Mereka sepakat untuk minta Sang Buddha untuk mengukuhkan Upāli, tukang cukur, terlebih dahulu sehingga menurut urutan, setiap orang harus menghormati Upāli. Sang Buddha setuju. Sebagai aturan, mereka adalah ras yang bangga dan menindas. Jadi, dalam Ajaran Buddha tidak ada tempat untuk kebanggaan (māna). Ini adalah penghalang utama untuk mencapai kesucian. Itu adalah sañyojana atau rantai yang mengikat seseorang pada “samsara” yang berarti keberadaan yang berkepanjangan selama banyak kehidupan hingga Nibbāna tercapai. Hanya dengan mencapai ke-Arahat-an seseorang dapat memusnahkan kebanggaan.

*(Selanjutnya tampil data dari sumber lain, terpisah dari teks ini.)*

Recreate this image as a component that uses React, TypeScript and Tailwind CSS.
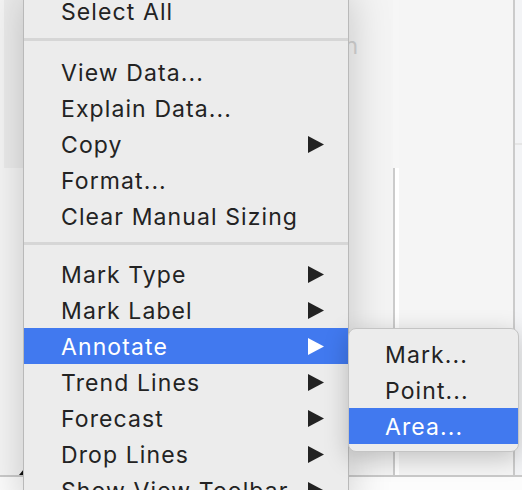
import React from "react";

type Item = { label: string; sub?: boolean; active?: boolean };

const group1: Item[] = [{ label: "Select All" }];
const group2: Item[] = [
  { label: "View Data..." },
  { label: "Explain Data..." },
  { label: "Copy", sub: true },
  { label: "Format..." },
  { label: "Clear Manual Sizing" },
];
const group3: Item[] = [
  { label: "Mark Type", sub: true },
  { label: "Mark Label", sub: true },
  { label: "Annotate", sub: true, active: true },
  { label: "Trend Lines", sub: true },
  { label: "Forecast", sub: true },
  { label: "Drop Lines", sub: true },
  { label: "Show View Toolbar", sub: true },
];

function Arrow({ white }: { white?: boolean }) {
  return (
    <svg width="16" height="17" viewBox="0 0 16 17" className="shrink-0">
      <polygon points="0,0 16,8.5 0,17" fill={white ? "#ffffff" : "#222222"} />
    </svg>
  );
}

function Row({ item }: { item: Item }) {
  return (
    <div
      className={
        "flex h-[36px] items-center justify-between pl-[37px] pr-[24px] " +
        (item.active ? "bg-[#4179ef] text-white" : "text-[#232323]")
      }
    >
      <span className="whitespace-nowrap pt-[2px]">{item.label}</span>
      {item.sub ? <Arrow white={item.active} /> : null}
    </div>
  );
}

export default function App() {
  return (
    <div
      className="relative h-[490px] w-[522px] overflow-hidden bg-[#f4f4f4]"
      style={{ fontFamily: "Inter, 'Noto Sans', sans-serif" }}
    >
      {/* background application */}
      <div className="flex h-full w-full flex-col">
        <div className="flex h-[475px] w-full">
          <div className="flex w-[24px] flex-col bg-[#f5f5f5]">
            <div className="ml-[4px] h-[168px] bg-[#ececec]" />
          </div>
          <div className="relative w-[369px]">
            <span className="absolute right-[35px] top-[29px] text-[23px] text-[#d2d2d2]">
              Column
            </span>
          </div>
          <div className="flex w-[6px] flex-col">
            <div className="h-[168px] bg-[#f6f6f6]" />
            <div className="flex flex-1">
              <div className="w-[2px] bg-[#cbcbcb]" />
              <div className="w-[4px] bg-white" />
            </div>
          </div>
          <div className="w-[114px] bg-[#f5f5f5]" />
          <div className="w-[2px] bg-[#cbcbcb]" />
          <div className="flex flex-1 flex-col bg-[#f3f4f6]">
            <div className="h-[143px]" />
            <div className="h-[2px] bg-[#e6e6e6]" />
          </div>
        </div>
        <div className="h-[2px] bg-[#cacaca]" />
        <div className="flex-1 bg-[#fcfcfc]" />
      </div>

      {/* corner triangle */}
      <svg
        className="absolute left-[19px] top-[469px]"
        width="5"
        height="6"
        viewBox="0 0 5 6"
      >
        <polygon points="5,0 5,6 0,6" fill="#111" />
      </svg>

      {/* main context menu */}
      <div className="absolute left-[23px] top-[-7px] w-[326px] border-x border-[#b9b9b9] bg-[#ececec] text-[23px] leading-none tracking-[1.1px] shadow-[0_0_40px_rgba(0,0,0,0.2)]">
        {group1.map((i) => (
          <Row key={i.label} item={i} />
        ))}
        <div className="pb-[13px] pt-[9px]">
          <div className="h-[3px] bg-[#d6d6d6]" />
        </div>
        {group2.map((i) => (
          <Row key={i.label} item={i} />
        ))}
        <div className="pb-[11px] pt-[8px]">
          <div className="h-[3px] bg-[#d6d6d6]" />
        </div>
        {group3.map((i) => (
          <Row key={i.label} item={i} />
        ))}
      </div>

      {/* submenu */}
      <div className="absolute left-[348px] top-[328px] w-[171px] overflow-hidden rounded-[8px] border border-[#c4c4c4] bg-[#ececec] py-[7px] text-[23px] leading-none tracking-[1.1px] shadow-[0_6px_24px_rgba(0,0,0,0.22)]">
        {["Mark...", "Point...", "Area..."].map((l, idx) => (
          <div
            key={l}
            className={
              "flex h-[36px] items-center pl-[36px] pt-[2px] " +
              (idx === 2 ? "bg-[#4179ef] text-white" : "text-[#232323]")
            }
          >
            {l}
          </div>
        ))}
      </div>
    </div>
  );
}
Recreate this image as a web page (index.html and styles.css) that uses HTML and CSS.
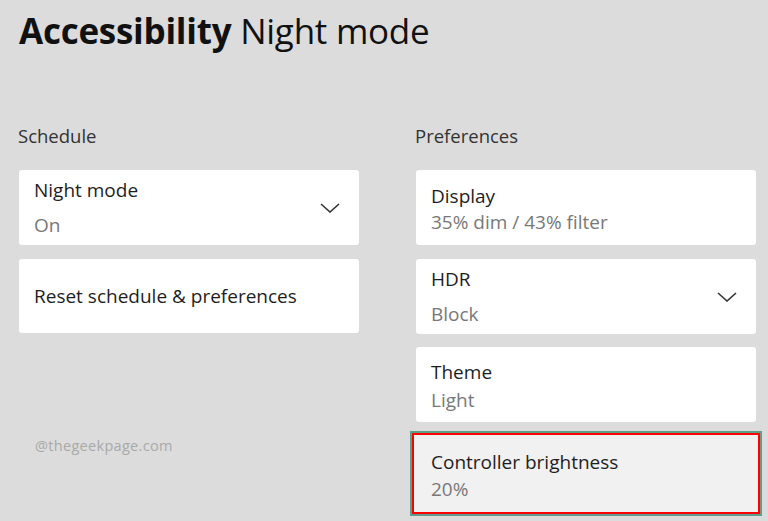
FILE: index.html
```html
<!DOCTYPE html>
<html>
<head>
<meta charset="utf-8">
<link rel="stylesheet" href="styles.css">
</head>
<body>
<div class="page">
  <h1 class="title"><b>Accessibility</b> Night mode</h1>
  <div class="columns">
    <div class="col">
      <div class="label">Schedule</div>
      <div class="card dropdown c-night">
        <div class="texts">
          <div class="t">Night mode</div>
          <div class="s">On</div>
        </div>
        <svg class="chev" width="20" height="10" viewBox="0 0 20 10"><path d="M1 1 L10 9 L19 1" fill="none" stroke="#333" stroke-width="1.6"/></svg>
      </div>
      <div class="card c-reset">
        <div class="t">Reset schedule &amp; preferences</div>
      </div>
      <div class="watermark">@thegeekpage.com</div>
    </div>
    <div class="col">
      <div class="label">Preferences</div>
      <div class="card c-display">
        <div class="t">Display</div>
        <div class="s">35% dim / 43% filter</div>
      </div>
      <div class="card dropdown c-hdr">
        <div class="texts">
          <div class="t">HDR</div>
          <div class="s">Block</div>
        </div>
        <svg class="chev" width="20" height="10" viewBox="0 0 20 10"><path d="M1 1 L10 9 L19 1" fill="none" stroke="#333" stroke-width="1.6"/></svg>
      </div>
      <div class="card c-theme">
        <div class="t">Theme</div>
        <div class="s">Light</div>
      </div>
      <div class="card c-ctrl focused">
        <div class="t">Controller brightness</div>
        <div class="s">20%</div>
      </div>
    </div>
  </div>
</div>
</body>
</html>
```

FILE: styles.css
```css
html, body {
  margin: 0;
  padding: 0;
  background: #dcdcdc;
  height: 100%;
}
.page {
  width: 768px;
  height: 521px;
  overflow: hidden;
  font-family: "Open Sans", "Noto Sans", sans-serif;
  color: #1e1e1e;
  box-sizing: border-box;
  padding: 9px 0 0 19px;
}
.title {
  margin: 0;
  font-size: 35px;
  line-height: 44px;
  font-weight: 400;
  letter-spacing: -0.25px;
  color: #111;
}
.title b {
  font-weight: 700;
}
.columns {
  display: flex;
  gap: 57px;
  margin-top: 71px;
}
.col {
  width: 340px;
  display: flex;
  flex-direction: column;
}
.label {
  font-size: 18.5px;
  line-height: 24px;
  color: #333;
  margin-left: -1px;
  margin-bottom: 22px;
}
.card {
  background: #fff;
  border-radius: 3px;
  height: 75px;
  box-sizing: border-box;
  padding-left: 15px;
  display: flex;
  flex-direction: column;
  font-size: 19px;
}
.t {
  color: #1e1e1e;
  line-height: 24px;
}
.s {
  color: #787878;
  line-height: 24px;
}
.dropdown {
  flex-direction: row;
  align-items: center;
  justify-content: space-between;
  padding-right: 19px;
}
.dropdown .texts {
  display: flex;
  flex-direction: column;
  gap: 11px;
}
.c-night {
  margin-bottom: 14px;
}
.c-hdr {
  margin-bottom: 13px;
}
.c-reset {
  height: 74px;
  justify-content: center;
}
.c-display {
  padding-top: 14px;
  margin-bottom: 14px;
  gap: 2px;
}
.c-theme {
  padding-top: 13px;
  gap: 4px;
  margin-bottom: 13px;
}
.c-ctrl {
  height: 77px;
  padding-top: 15px;
  gap: 3px;
  background: #f1f1f1;
}
.focused {
  border-radius: 0;
  box-shadow: 0 0 0 2px #ff0000, 0 0 0 4px #5e9e8c;
  width: 344px;
  margin-left: -2px;
  padding-left: 17px;
}
.watermark {
  margin-top: 103px;
  margin-left: 16px;
  font-size: 14.5px;
  color: #a9a9a9;
  letter-spacing: 0.3px;
}
```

Pengukuhan Anuruddha adalah kesuksesan yang menonjol, karena pada tahun pertama saja, dia menjadi Arahat dan diberikan gelar oleh Sang Buddha bahwa dia unggul dalam penglihatan supranatural (sakti).
Dialah yang menasihati Ānanda, pelayan setia Sang Buddha, bahwa Sang Buddha yang sedang menjalani semua tahap persiapan empat Jhana sebaiknya tidak dianggap telah memperoleh pembebasan akhir Nibbāna pada akhir setiap tahap.
Dialah yang menasihati Raja Mallā di Kusinārā ketika usaha yang penuh gejolak dilakukan oleh orang-orang untuk menyalakan api pembakaran jenazah Sang Buddha, untuk menunggu hingga kedatangan Mahā Kassapa karena itu adalah keinginan para dewa yang hadir, sebagai pelaksanaan kehendak Sang Buddha.
Arahat inilah yang memiliki ketakutan yang suci terhadap kemiskinan sehingga ia telah lama menginginkan agar apa pun posisi kehidupan yang dia lahirkan, dia akan terhindar dari rasa sakit mendengar “Tidak.” Cerita mengatakan bahwa bahkan dalam kehidupan terakhirnya, ketika dia bermain dengan teman-temannya, dia mengirimkan pesan kepada ibunya untuk mengirimkan beberapa kue beras; mungkin dia bermain taruhan dan kalah.
Dia terus-menerus minta kue beras. Namun, tiba saatnya persediaan kue beras habis. Dia diberitahu tentang hal itu. Dia mengirim pelayan untuk mengirimkan “Tidak” ada kue beras. Ibunya mengirimkan kotak kosong sebagai tanggapan atas permintaan aneh tersebut. Begitu besar kebajikan masa lalu pangeran sehingga sosok dewa yang mendengar apa yang telah terjadi segera mengisi kotak tersebut dengan kue beras surgawi. Pelayan terkejut melihat kue beras saat membuka kotak di hadapan pangeran dan teman-temannya.
Dia hidup lama setelah meninggalnya Sang Buddha karena umur hidupnya adalah 150 tahun. Dia adalah Mahā Arahat yang kelima.